NP: Yes. Recently, I had been involved in two endeavours here in Kannur. One is in Alakode where there is a Readers’ Forum. What we did is start a ‘Sahitya Patashala’ – a school of letters of sorts, based in the community. I chose Alakode to start this effort because of a friend of mine, Benny Sebastian, who is a karate master. Benny was part of organizing an event to commemorate a South Indian karate grandmaster, Ravindran, on the occasion of a thousand of his students becoming black-belts. They were releasing a souvenir at this function, and Benny invited me to do the honours. I have no connection with karate, but I went. I had prepared a few short remarks on literature and reading and, when I began to speak, I found the entire audience, hundreds of them, listening very keenly, receiving each and every word with utmost interest and enthusiasm. This was a revelation to me. As I was talking, the idea that the experience of literature is thoroughly communicable, even to those whom we generally do not count while considering the teaching of literature, flashed through my mind. Later, I thought very seriously about it. The possibility of training people in the appreciation of literature is not something to be confined within the walls of a classroom; a school of letters could exist in the community.
I communicated the idea to Benny, and he got together with two teachers, Prasad Master and his brother Pradeep, who had a key role in the running of the Readers’ Forum at Alakode. Alakode is a place where the Marxist party, the Congress and the Kerala Congress held equal political strength, and so we decided right from the start that party political differences would be set aside in this space. We formed a syllabus including children’s literature, short stories, novels, drama, literary theory, the contemporary relevance of literary writing, and reading. The classes were attended by over sixty people – farmers, rubber tappers, small-scale merchants, a few school students and teachers. Many of them had no preconceived notions or background in literature. And I found that, by the time we got to the end, I could talk to them about Derrida, Foucault and high theory, and they were engaged.
The second Patashala was started in Madayi. Madayippara has become a familiar name among nature lovers in Kerala. It used to be over 660 acres, rich in natural diversity. In the distance, at one end of this expansive rocky area, is Ezhimala. This is a place of great natural beauty that instigates a sense of mental freedom. There is a small group here called ‘Janakala Madayippara’. Janakala was very helpful, and here also I could conduct the Patashala very successfully, although the group was smaller with around thirty-five participants. In Alakode, they have continued the Patashala by organizing ‘Veettumutta Sahitya Charcha’ – literary discussions in the front yard.

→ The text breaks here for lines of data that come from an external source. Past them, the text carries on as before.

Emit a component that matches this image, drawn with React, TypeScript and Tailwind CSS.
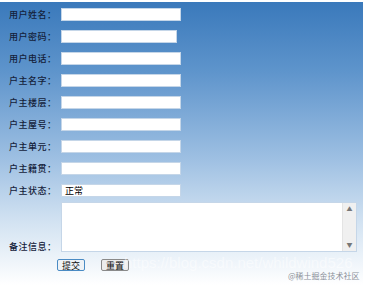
import React from "react";

const rows = [
  { label: "用户姓名：", w: "w-[120px]" },
  { label: "用户密码：", w: "w-[116px]" },
  { label: "用户电话：", w: "w-[120px]" },
  { label: "户主名字：", w: "w-[120px]" },
  { label: "户主楼层：", w: "w-[120px]" },
  { label: "户主屋号：", w: "w-[120px]" },
  { label: "户主单元：", w: "w-[120px]" },
  { label: "户主籍贯：", w: "w-[120px]" },
  { label: "户主状态：", w: "w-[120px]", value: "正常" },
];

export default function App() {
  return (
    <div className="w-[367px] h-[285px] bg-white pt-[2px] font-['Noto_Sans_CJK_SC',sans-serif]">
      <div className="relative w-[363px] h-[283px] bg-[linear-gradient(180deg,#3a79bb_0%,#5f95cc_25%,#9dbfe2_55%,#d3e3f2_78%,#ffffff_100%)] pl-[9px] pt-[6px] text-[9px] leading-none text-[#14213a]">
        <div className="flex flex-col gap-[9px]">
          {rows.map((r) => (
            <div key={r.label} className="flex items-center h-[13px]">
              <span className="w-[52px] tracking-[0.5px] font-medium">{r.label}</span>
              <div
                className={`${r.w} h-[13px] bg-white border border-[#c5d6e8] px-[3px] flex items-center text-[9px] text-black`}
              >
                {r.value}
              </div>
            </div>
          ))}
        </div>
        <div className="flex items-end mt-[5px]">
          <span className="w-[52px] tracking-[0.5px] pb-[1px] font-medium">备注信息：</span>
          <div className="w-[296px] h-[50px] bg-white border border-[#c5d6e8] flex">
            <div className="flex-1" />
            <div className="w-[14px] bg-[#f0f0f0] border-l border-[#e4e4e4] flex flex-col justify-between items-center py-[3px] text-[6px] text-[#777]">
              <span>▲</span>
              <span>▼</span>
            </div>
          </div>
        </div>
        <div className="flex items-center gap-[16px] ml-[48px] mt-[7px]">
          <button className="w-[28px] h-[12px] border-[1.5px] border-[#4a8bc4] bg-[#eef2f6] rounded-[2px] text-[9px] flex items-center justify-center text-[#111]">
            提交
          </button>
          <button className="w-[28px] h-[12px] border border-[#8a8a8a] bg-[#ececec] rounded-[2px] text-[9px] flex items-center justify-center text-[#111]">
            重置
          </button>
        </div>
        <span className="absolute left-[124px] top-[252px] text-[15px] leading-[17px] text-white/50 font-['Liberation_Sans',sans-serif]">
          https://blog.csdn.net/whildwind526
        </span>
        <span className="absolute left-[288px] top-[270px] text-[8px] text-[#8a9099]">
          @稀土掘金技术社区
        </span>
      </div>
    </div>
  );
}
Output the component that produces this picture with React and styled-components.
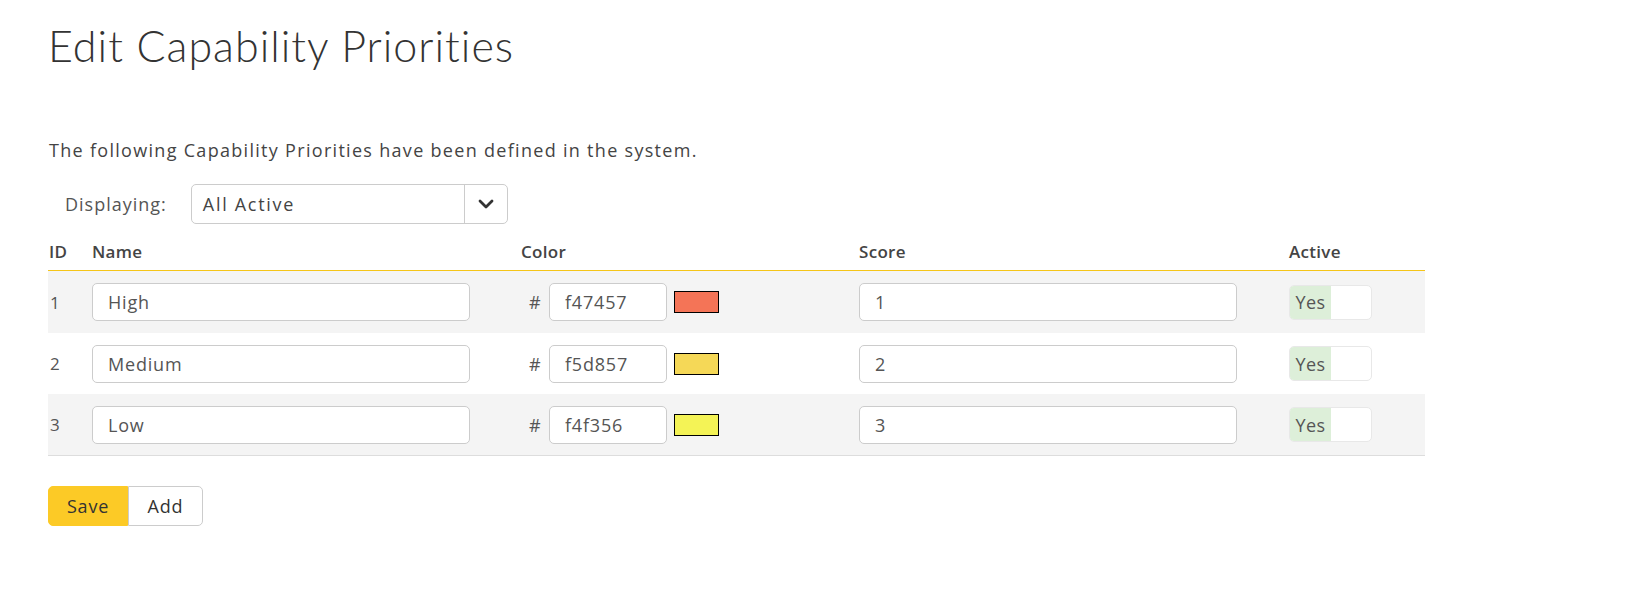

So I believe that, in contemporary Kerala, if people are given opportunities to expand their skills to engage with literature and creative writing, it can make a huge impact on communication as well as mental well-being and intellectual abilities. I also believe that these are best organized independently, outside of the influence of party politics and organized sociocultural politics. You are aware, I am sure, of Azar Nafisi’s book The Republic of Imagination. I guess we were trying to create a republic of imagination so that people can think beyond caste, religion and political leanings that inhibit real communication. I can tell you from my experience in Alakode and Madayi that this is possible.
JK: These are inspiring developments. Translation is also, in a sense, an attempt to expand the communication of ideas. When I started, I was quite surprised to find that not many of your works, apart from a previous translation of ‘Pigman’ and a few other stories, had been translated so far.

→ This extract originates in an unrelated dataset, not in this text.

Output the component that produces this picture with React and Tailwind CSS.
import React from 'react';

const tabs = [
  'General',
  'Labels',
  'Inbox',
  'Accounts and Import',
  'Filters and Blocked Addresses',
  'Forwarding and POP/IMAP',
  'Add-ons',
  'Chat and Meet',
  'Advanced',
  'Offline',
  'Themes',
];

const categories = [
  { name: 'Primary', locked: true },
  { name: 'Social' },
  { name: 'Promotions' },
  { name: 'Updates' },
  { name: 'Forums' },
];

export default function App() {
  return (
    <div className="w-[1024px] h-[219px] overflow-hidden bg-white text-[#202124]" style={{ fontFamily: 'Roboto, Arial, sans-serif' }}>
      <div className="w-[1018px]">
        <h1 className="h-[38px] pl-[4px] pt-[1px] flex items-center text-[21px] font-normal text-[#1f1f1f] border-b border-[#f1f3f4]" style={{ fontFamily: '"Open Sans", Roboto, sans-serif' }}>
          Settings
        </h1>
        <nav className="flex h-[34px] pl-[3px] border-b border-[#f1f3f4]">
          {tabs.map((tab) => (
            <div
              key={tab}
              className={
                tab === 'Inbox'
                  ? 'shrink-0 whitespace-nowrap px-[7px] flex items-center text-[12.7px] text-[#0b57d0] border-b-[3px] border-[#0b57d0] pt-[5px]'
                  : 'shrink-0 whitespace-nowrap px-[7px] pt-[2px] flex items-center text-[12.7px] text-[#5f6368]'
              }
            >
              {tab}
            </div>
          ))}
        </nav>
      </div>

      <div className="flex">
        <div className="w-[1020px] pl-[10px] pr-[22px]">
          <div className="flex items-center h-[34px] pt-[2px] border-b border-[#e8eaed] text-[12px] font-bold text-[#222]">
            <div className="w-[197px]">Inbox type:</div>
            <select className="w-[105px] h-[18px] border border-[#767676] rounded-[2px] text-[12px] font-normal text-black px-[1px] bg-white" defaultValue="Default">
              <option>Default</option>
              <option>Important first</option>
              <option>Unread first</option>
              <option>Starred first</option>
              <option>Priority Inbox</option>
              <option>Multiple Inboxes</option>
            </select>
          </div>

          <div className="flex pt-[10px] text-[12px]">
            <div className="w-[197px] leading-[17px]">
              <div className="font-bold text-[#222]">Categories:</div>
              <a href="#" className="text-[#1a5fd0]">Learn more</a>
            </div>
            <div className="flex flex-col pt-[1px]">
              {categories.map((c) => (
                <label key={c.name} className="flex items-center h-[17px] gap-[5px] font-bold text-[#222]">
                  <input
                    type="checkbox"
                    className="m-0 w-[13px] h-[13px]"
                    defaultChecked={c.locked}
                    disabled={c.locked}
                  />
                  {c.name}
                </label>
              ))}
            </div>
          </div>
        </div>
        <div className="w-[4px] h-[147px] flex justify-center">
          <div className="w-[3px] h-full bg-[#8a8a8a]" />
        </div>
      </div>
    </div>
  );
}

NP: True. ‘Daivathinte Poombatta’ (God’s Butterfly) is one of my stories that has been received well in translation and has been translated into Urdu, Kannada, Telugu and English.

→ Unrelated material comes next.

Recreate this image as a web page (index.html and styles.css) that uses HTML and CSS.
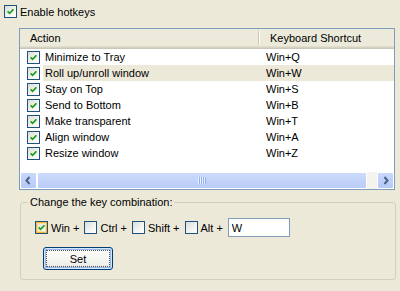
FILE: index.html
```html
<!DOCTYPE html>
<html lang="en">
<head>
  <meta charset="UTF-8">
  <title>Hotkeys</title>
  <link rel="stylesheet" href="styles.css">
</head>
<body>
  <div class="enable">
    <span class="cb"><svg viewBox="0 0 7 7"><path d="M0.6 3.3 L2.6 5.3 L6.4 1.3"/></svg></span>
    <span>Enable hotkeys</span>
  </div>

  <div class="list">
    <div class="lv-head">
      <div class="h1">Action</div>
      <div class="h2">Keyboard Shortcut</div>
    </div>

    <div class="lv-row">
      <span class="cb"><svg viewBox="0 0 7 7"><path d="M0.6 3.3 L2.6 5.3 L6.4 1.3"/></svg></span>
      <div class="cells"><span class="name">Minimize to Tray</span><span class="key">Win+Q</span></div>
    </div>
    <div class="lv-row">
      <span class="cb"><svg viewBox="0 0 7 7"><path d="M0.6 3.3 L2.6 5.3 L6.4 1.3"/></svg></span>
      <div class="cells sel"><span class="name">Roll up/unroll window</span><span class="key">Win+W</span></div>
    </div>
    <div class="lv-row">
      <span class="cb"><svg viewBox="0 0 7 7"><path d="M0.6 3.3 L2.6 5.3 L6.4 1.3"/></svg></span>
      <div class="cells"><span class="name">Stay on Top</span><span class="key">Win+S</span></div>
    </div>
    <div class="lv-row">
      <span class="cb"><svg viewBox="0 0 7 7"><path d="M0.6 3.3 L2.6 5.3 L6.4 1.3"/></svg></span>
      <div class="cells"><span class="name">Send to Bottom</span><span class="key">Win+B</span></div>
    </div>
    <div class="lv-row">
      <span class="cb"><svg viewBox="0 0 7 7"><path d="M0.6 3.3 L2.6 5.3 L6.4 1.3"/></svg></span>
      <div class="cells"><span class="name">Make transparent</span><span class="key">Win+T</span></div>
    </div>
    <div class="lv-row">
      <span class="cb"><svg viewBox="0 0 7 7"><path d="M0.6 3.3 L2.6 5.3 L6.4 1.3"/></svg></span>
      <div class="cells"><span class="name">Align window</span><span class="key">Win+A</span></div>
    </div>
    <div class="lv-row">
      <span class="cb"><svg viewBox="0 0 7 7"><path d="M0.6 3.3 L2.6 5.3 L6.4 1.3"/></svg></span>
      <div class="cells"><span class="name">Resize window</span><span class="key">Win+Z</span></div>
    </div>

    <div class="hscroll">
      <span class="sb-btn"><svg viewBox="0 0 15 15"><path d="M8.5 4 L5.5 7.5 L8.5 11"/></svg></span>
      <span class="sb-thumb"><span class="grip"></span></span>
      <span class="sb-track"></span>
      <span class="sb-btn"><svg viewBox="0 0 15 15"><path d="M6.5 4 L9.5 7.5 L6.5 11"/></svg></span>
    </div>
  </div>

  <fieldset class="group">
    <legend>Change the key combination:</legend>
    <div class="keys">
      <label class="opt"><span class="cb hot"><svg viewBox="0 0 7 7"><path d="M0.6 3.3 L2.6 5.3 L6.4 1.3"/></svg></span>Win +</label>
      <label class="opt"><span class="cb"></span>Ctrl +</label>
      <label class="opt"><span class="cb"></span>Shift +</label>
      <label class="opt"><span class="cb"></span>Alt +</label>
      <input type="text" class="keybox" value="W">
    </div>
    <button class="btn">Set</button>
  </fieldset>
</body>
</html>
```

FILE: styles.css
```css
body {
  margin: 0;
  background: #ECE9D8;
  font-family: "Liberation Sans", Arial, sans-serif;
  font-size: 11px;
  color: #000;
}

/* xp style checkbox */
.cb {
  width: 13px; height: 13px; flex: none;
  box-sizing: border-box;
  border: 1px solid #1C5180;
  background: linear-gradient(135deg, #DCDCD7 0%, #F4F4F2 60%, #FFFFFF 100%);
  display: flex; align-items: center; justify-content: center;
}
.cb svg { width: 7px; height: 7px; }
.cb path { fill: none; stroke: #21A121; stroke-width: 1.8; }
.cb.hot { box-shadow: inset 0 0 0 1px #F8B636, inset 0 0 0 2px #FEDF9C; }

.enable {
  display: flex; align-items: center; gap: 3px;
  height: 13px; margin: 5px 0 0 4px;
}

.list {
  margin: 10px 0 0 19px;
  width: 376px; height: 162px;
  box-sizing: border-box;
  border: 1px solid #7F9DB9;
  background: #fff;
  display: flex; flex-direction: column;
}
.lv-head {
  display: flex; align-items: center;
  height: 20px; flex: none;
  background: linear-gradient(to bottom, #EBEADB 0, #EBEADB 17px, #E2DECD 17px, #E2DECD 18px, #D6D2C2 18px, #D6D2C2 19px, #CBC7B8 19px);
}
.lv-head .h1 {
  width: 228px; padding-left: 10px;
  height: 14px; line-height: 14px;
  border-right: 1px solid #C7C5B2;
  box-shadow: 1px 0 0 #fff;
  margin-bottom: 2px;
}
.lv-head .h2 { padding-left: 11px; margin-bottom: 2px; }

.lv-row { display: flex; align-items: center; height: 16px; flex: none; }
.lv-row .cb { margin-left: 7px; }
.cells { display: flex; align-items: center; height: 16px; flex: 1; margin-left: 3px; }
.cells.sel { background: #ECE9D8; }
.cells .name { width: 213px; padding-left: 2px; }
.cells .key { padding-left: 8px; }

.hscroll {
  margin-top: auto;
  display: flex; height: 17px; flex: none;
  background: #FCFCFA;
}
.sb-btn {
  width: 17px; height: 17px; flex: none;
  box-sizing: border-box;
  border: 1px solid #fff;
  border-radius: 2px;
  background: linear-gradient(to bottom, #C9D8FC, #B5CAF7);
  display: flex; align-items: center; justify-content: center;
}
.sb-btn svg { width: 15px; height: 15px; }
.sb-btn path { fill: none; stroke: #4D6185; stroke-width: 2; }
.sb-thumb {
  width: 330px; flex: none;
  box-sizing: border-box;
  border: 1px solid #fff;
  border-radius: 2px;
  background: linear-gradient(to bottom, #CCDAFC, #BACDF8);
  display: flex; align-items: center; justify-content: center;
}
.grip {
  width: 8px; height: 7px;
  background: repeating-linear-gradient(to right, #EEF4FE 0 1px, #8CB0F8 1px 2px);
}
.sb-track { flex: 1; background: #F4F3EE; }

.group {
  margin: 6px 0 0 20px;
  width: 376px;
  box-sizing: border-box;
  padding: 9px 0 9px 14px;
  border: 1px solid #D0D0BF;
  border-radius: 3px;
}
.group legend {
  padding: 0 2px;
  margin-left: -7px;
  line-height: 13px;
}
.keys { display: flex; align-items: center; height: 19px; }
.opt { display: flex; align-items: center; gap: 3px; margin-right: 5px; }
.keybox {
  width: 62px; height: 19px;
  box-sizing: border-box;
  border: 1px solid #7F9DB9;
  padding: 0 3px;
  font: inherit;
}
.btn {
  display: block;
  margin: 10px 0 0 8px;
  width: 70px; height: 23px;
  border: 1px solid #003C74;
  border-radius: 3px;
  background: linear-gradient(to bottom, #FFFFFF, #F0F0EA 80%, #D6D0C5);
  box-shadow: inset 0 0 0 1px #CEE7FF, inset 0 0 0 2px #98B8EA;
  font: inherit;
  color: #000;
  outline: 1px dotted #555;
  outline-offset: -4px;
}
```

JK: Having worked on these stories, I believe that your work does not lend itself to a kind of straightforward translation, not that any translation is a simple, straightforward rendering into another language. I was very aware of the cultural specificity of the northern Kerala language, and the unique musicality within your very specific usage of it. The question was how to translate this without fetishizing it, without resorting to some kind of patois English. So my effort was to find a writing style that lends itself to preserving the uniqueness of your language while trying not to make it exotic. But I also think that it is not just a question of language and idiom. There is something about the stories that you tell that, even as they speak to a certain universality of experience, cling to the specificity of locale and context.
NP: I am not able to judge the translation from a perspective of English language proficiency. All I can say is that as far as I, the writer, is concerned, I felt that the translations captured the stories as I would have wanted them to be. As you said, it is not just a question of language. It is also culture – not just cultural references of specific words or metaphors, but the culture within which the characters and their lives are steeped. The success of the translation is based on the translator’s ability to capture that. And I am pleased with what you have done with the stories.
JK: Thank you. ‘Diary of a Malayali Madman’ is the first story I worked on. I was in Kerala for an extended period after my father passed away. It is interesting that you talked about the culture of red tape that consumes our public offices, because I started translating the story, scribbling in a notebook, while spending endless hours in the waiting rooms and verandas of various government offices, trying to sort out his affairs. I finished the first draft really quickly. But this story is deceptively simple. It is only in the second and third reworking that the story and the characters – especially Aagi – reveal themselves. And that took several months. From my point of view as a translator, it has been a challenging but immensely pleasurable task. In terms of finding publishers, I think there are editors interested in regional language translations who are familiar with the northern Kerala milieu through the works of writers such as M. Mukundan. But your work opens up an entirely different world and writing style.
NP: I hope so. One of the issues writers of my generation have had to reckon with was the idea of modernity. The first story I wrote under the name N. Prabhakaran – I had been writing under another name for four or five years before that – was ‘Ottayante Pappan’ and that was in 1971. This was a time when modernity was being established in Malayalam literature. In some ways, it puts forth the philosophy of Existentialism which I talked about earlier. So in some of the writings at the time, there was an attempt to engage with existential issues without really having any experience of it and not knowing what existentialism as a philosophy means. There are many writers in my generation who felt that there was something fundamentally wrong with writing within a philosophical framework that one hasn’t quite lived. But it was also a struggle to find ways of voicing things differently, because of the hegemony, in literary production, of modernity in the guise of versions of Existentialism – and it was difficult to overcome that hegemony. For example, N.S. Madhavan received the Mathrubhumi Prize for his short story ‘Shishu’ in 1970. My story came out in 1971. Madhavan had a long gap between his first anthology and his famous story ‘Higuita’ which he published in 1990. I too had such a gap. I published my first anthology in 1986, and when I was selecting stories for it, I realized that I had only eleven. I had been struggling to write and publish for almost fifteen years since 1971. It was only after that first anthology that I start making forays into other areas and ways of telling a story – both in form and content.